Icy Dicey Days

Forgive the delay in adding to my Blog. With Metastatic Cancer it’s always a roller coaster ride and I have spent the last couple of weeks in minor depression and major worry. Besides that the weather is Icy and that gets me down as well. After receiving the results from my latest PET scan I was elated. The scan showed absolutely no new activity and much of the activity had disappeared. Yea! Good news! Had an appointment with my MD a week after the PET results and wasn’t expecting anything but good news. Well I have to learn never to think I know what to expect because, even though my PET scan was great, my tumor markers were going through the roof. TERROR! No explanation yet though I have transmitted several questions to my MD (or I should say my very significant other had) and am trying to wait patiently for the answers. The medical suggestion is always take this scan or other to rule out anything serious that may be going on. Well, you know, I get very tired of scans and waiting for results – I want more information before I do that. Waiting for results of these tests takes more out of me than Breast Cancer. Soooooo I will see if I get any additional information before doing anything else.
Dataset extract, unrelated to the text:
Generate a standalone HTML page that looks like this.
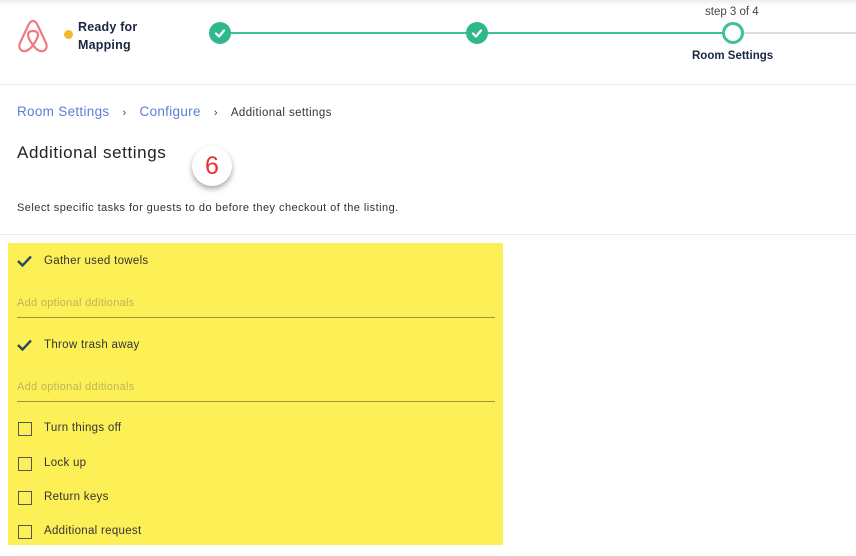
<!DOCTYPE html>
<html><head><style>
*{margin:0;padding:0;box-sizing:border-box}
body{width:856px;height:556px;overflow:hidden;background:#fff;font-family:"Liberation Sans",sans-serif;position:relative;color:#1f2a3a}
.a{position:absolute;white-space:nowrap}
.t{font-size:11.5px;color:#333;letter-spacing:0.3px}
.cb{width:14px;height:14px;border:1.5px solid #555}
</style></head><body>
<div class="a" style="left:0;top:0;width:856px;height:6px;background:linear-gradient(#eee,#fff)"></div>
<div class="a" style="left:0;top:84px;width:856px;height:1px;background:#ececec"></div>
<svg class="a" style="left:16px;top:18px" width="34" height="36" viewBox="0 0 34 36"><path d="M17 3C14 3 13 6 11 10L4 25C2 30 5 34 10 33C13 32 15 30 17 27C19 30 21 32 24 33C29 34 32 30 30 25L23 10C21 6 20 3 17 3Z M17 27C14 23 12 20 12 17C12 14 14 13 17 13C20 13 22 14 22 17C22 20 20 23 17 27Z" fill="none" stroke="#f07a80" stroke-width="2.2" stroke-linejoin="round"/></svg>
<div class="a" style="left:64px;top:30px;width:9px;height:9px;border-radius:50%;background:#f5b92d"></div>
<div class="a" style="left:78px;top:18px;font-size:12.5px;font-weight:bold;line-height:18px;color:#1c2541;letter-spacing:0.2px">Ready for<br>Mapping</div>
<div class="a" style="left:220px;top:32px;width:513px;height:2px;background:#3fbf9a"></div>
<div class="a" style="left:744px;top:32px;width:112px;height:2px;background:#ddd"></div>
<div class="a" style="left:209px;top:22px;width:22px;height:22px;border-radius:50%;background:#2fb88e"><svg width="22" height="22"><path d="M7 11.5l3 3 5-6" fill="none" stroke="#fff" stroke-width="2.2" stroke-linecap="round" stroke-linejoin="round"/></svg></div>
<div class="a" style="left:466px;top:22px;width:22px;height:22px;border-radius:50%;background:#2fb88e"><svg width="22" height="22"><path d="M7 11.5l3 3 5-6" fill="none" stroke="#fff" stroke-width="2.2" stroke-linecap="round" stroke-linejoin="round"/></svg></div>
<div class="a" style="left:722px;top:22px;width:22px;height:22px;border-radius:50%;background:#fff;border:3px solid #3fbf9a"></div>
<div class="a" style="left:705px;top:6px;font-size:11.5px;color:#444">step 3 of 4</div>
<div class="a" style="left:692px;top:50px;font-size:11.5px;font-weight:bold;color:#1c2541">Room Settings</div>
<div class="a" style="left:17px;top:104px;font-size:13.5px;color:#5a7fd8;letter-spacing:0.3px">Room Settings <span style="color:#444;font-size:11px;margin:0 9px">›</span> Configure <span style="color:#444;font-size:11px;margin:0 9px">›</span> <span style="color:#333;font-size:11.5px;letter-spacing:0.4px">Additional settings</span></div>
<div class="a" style="left:17px;top:143px;font-size:17px;color:#222;letter-spacing:0.6px">Additional settings</div>
<div class="a" style="left:192px;top:146px;width:40px;height:40px;border-radius:50%;background:#fff;box-shadow:0 3px 6px rgba(0,0,0,.35);color:#e8302f;font-size:25px;text-align:center;line-height:40px">6</div>
<div class="a" style="left:17px;top:202px;font-size:11px;color:#333;letter-spacing:0.45px">Select specific tasks for guests to do before they checkout of the listing.</div>
<div class="a" style="left:0;top:234px;width:856px;height:1px;background:#ececec"></div>
<div class="a" style="left:8px;top:243px;width:495px;height:302px;background:#fdf056"></div>
<svg class="a" style="left:16px;top:254px" width="18" height="14"><path d="M2 7l4.5 4.5L15 2.5" fill="none" stroke="#2e4a5a" stroke-width="2.4"/></svg>
<div class="a t" style="left:44px;top:255px">Gather used towels</div>
<div class="a" style="left:17px;top:297px;font-size:11px;color:#bdb45a;letter-spacing:0.3px">Add optional dditionals</div>
<div class="a" style="left:17px;top:317px;width:478px;height:1px;background:#9a9440"></div>
<svg class="a" style="left:16px;top:338px" width="18" height="14"><path d="M2 7l4.5 4.5L15 2.5" fill="none" stroke="#2e4a5a" stroke-width="2.4"/></svg>
<div class="a t" style="left:44px;top:339px">Throw trash away</div>
<div class="a" style="left:17px;top:381px;font-size:11px;color:#bdb45a;letter-spacing:0.3px">Add optional dditionals</div>
<div class="a" style="left:17px;top:401px;width:478px;height:1px;background:#9a9440"></div>
<div class="a cb" style="left:18px;top:422px"></div>
<div class="a t" style="left:44px;top:422px">Turn things off</div>
<div class="a cb" style="left:18px;top:457px"></div>
<div class="a t" style="left:44px;top:457px">Lock up</div>
<div class="a cb" style="left:18px;top:491px"></div>
<div class="a t" style="left:44px;top:491px">Return keys</div>
<div class="a cb" style="left:18px;top:525px"></div>
<div class="a t" style="left:44px;top:525px">Additional request</div>
</body></html>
I’ve been given a vacation from Chemo for Thanksgiving and decided that my entire family hasn’t been together for almost a year so, guess what, we are all going to spend Thanksgiving with my Number #1 son, Ray in Boston and DAMN THE TORPEDOES! I am going to try very hard to put Breast Cancer on the shelf behind closed doors and make believe my life is normal. A tall order for me but I’m sure going to try hard. We shall eat, drink and be merry and I wish the same to all of you that read this blog!